By: Roxana Banu
Choice-of-law rules determine which national law (not necessarily that of the forum) applies in private law matters that cross over multiple jurisdictions. Given the ubiquity of interpersonal cross-border relations, choice-of-law rules play an enormous role in securing justice in the transnational social realm. For example, they determine whether individuals can recover retirement benefits from worldwide investments through pension funds, whether they can receive compensation following an accident abroad, or whether their foreign marriages, divorces, adoptions, or support orders will be recognized or invalidated at home.
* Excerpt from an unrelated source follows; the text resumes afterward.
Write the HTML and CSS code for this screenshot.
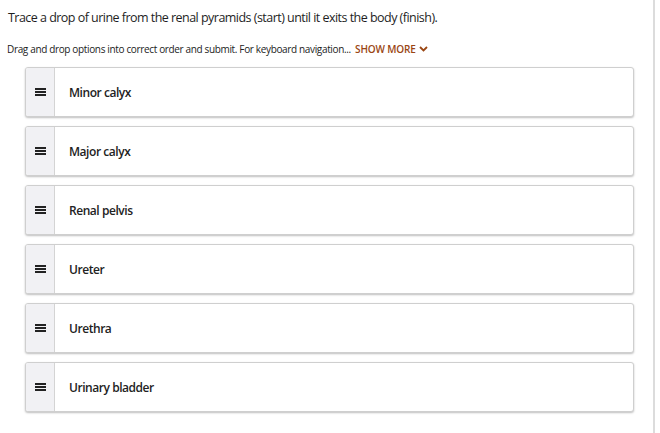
FILE: index.html
```html
<!DOCTYPE html>
<html>
<head>
<meta charset="utf-8">
<link rel="stylesheet" href="styles.css">
</head>
<body>
<div class="page">
  <p class="question">Trace a drop of urine from the renal pyramids (start) until it exits the body (finish).</p>
  <p class="instructions">Drag and drop options into correct order and submit. For keyboard navigation... <span class="more">SHOW MORE <svg class="chev" width="9" height="6" viewBox="0 0 9 6"><path d="M1 1 L4.5 4.5 L8 1" fill="none" stroke="currentColor" stroke-width="1.8"/></svg></span></p>
  <ul class="list">
    <li class="card"><span class="handle"><span class="bars"></span></span><span class="label">Minor calyx</span></li>
    <li class="card"><span class="handle"><span class="bars"></span></span><span class="label">Major calyx</span></li>
    <li class="card"><span class="handle"><span class="bars"></span></span><span class="label">Renal pelvis</span></li>
    <li class="card"><span class="handle"><span class="bars"></span></span><span class="label">Ureter</span></li>
    <li class="card"><span class="handle"><span class="bars"></span></span><span class="label">Urethra</span></li>
    <li class="card"><span class="handle"><span class="bars"></span></span><span class="label">Urinary bladder</span></li>
  </ul>
</div>
</body>
</html>
```
FILE: styles.css
```css
html, body {
  margin: 0;
  padding: 0;
  background: #fff;
}
body {
  font-family: "Open Sans", "Noto Sans", sans-serif;
  color: #222;
}
.page {
  width: 655px;
  height: 433px;
  box-sizing: border-box;
  border-right: 2px solid #dcdcdc;
  padding: 9px 0 0 8px;
}
.question {
  margin: 0;
  font-size: 12.5px;
  letter-spacing: -0.53px;
  line-height: 17px;
  color: #1e1e1e;
}
.instructions {
  margin: 16px 0 0 -1px;
  font-size: 10px;
  letter-spacing: -0.35px;
  line-height: 14px;
  color: #222;
}
.more {
  color: #9a4613;
  font-weight: 600;
  margin-left: 2px;
  letter-spacing: -0.15px;
}
.chev {
  vertical-align: 1px;
  margin-left: 1px;
}
.list {
  list-style: none;
  margin: 11px 0 0 17px;
  padding: 0;
  display: flex;
  flex-direction: column;
  gap: 9px;
  width: 609px;
}
.card {
  display: flex;
  align-items: stretch;
  height: 50px;
  box-sizing: border-box;
  border: 1px solid #cfcfcf;
  border-radius: 3px;
  box-shadow: 0 1px 2px rgba(0,0,0,0.25);
  background: #fff;
  overflow: hidden;
}
.handle {
  width: 28px;
  flex: none;
  background: #f1f1f4;
  border-right: 1px solid #d4d4d4;
  display: flex;
  align-items: center;
  justify-content: center;
}
.bars {
  display: block;
  width: 11px;
  height: 2px;
  background: #222;
  box-shadow: 0 3px 0 #222, 0 6px 0 #222;
  margin-top: -6px;
}
.label {
  display: flex;
  align-items: center;
  padding-left: 14px;
  font-size: 12px;
  font-weight: 600;
  letter-spacing: -0.45px;
  color: #222;
}
```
Yet the legal field of conflict of laws has always been divided between two theoretical paradigms known as “conflicts-justice” and “material-justice,” such that a unified view of justice in the transnational realm has remained elusive. It has long been assumed that contrary to material-justice theories, conflicts-justice theories are disinterested in the actual substantive result of a dispute reached through the application of choice of law rules. It is presumed that from a conflicts-justice perspective, choice-of-law rules are thought to ensure justice simply by identifying the proper geographical link between the individuals or the action and the state whose law is applied. This Article shows that these assumptions are the result of deep misunderstandings about the analytical premises of conflicts-justice theories. Through a detailed account of the intellectual history of theories of justice in conflict of laws in the second half of the twentieth century, this Article argues that the conflicts-justice and material-justice theories are in fact complementary, and that their different insights work in tandem to secure justice for cross-border private law matters. It further shows that, contrary to widespread assumptions by scholars and judges alike, the two theories lead to the same results in some of the most controversial tort law scenarios.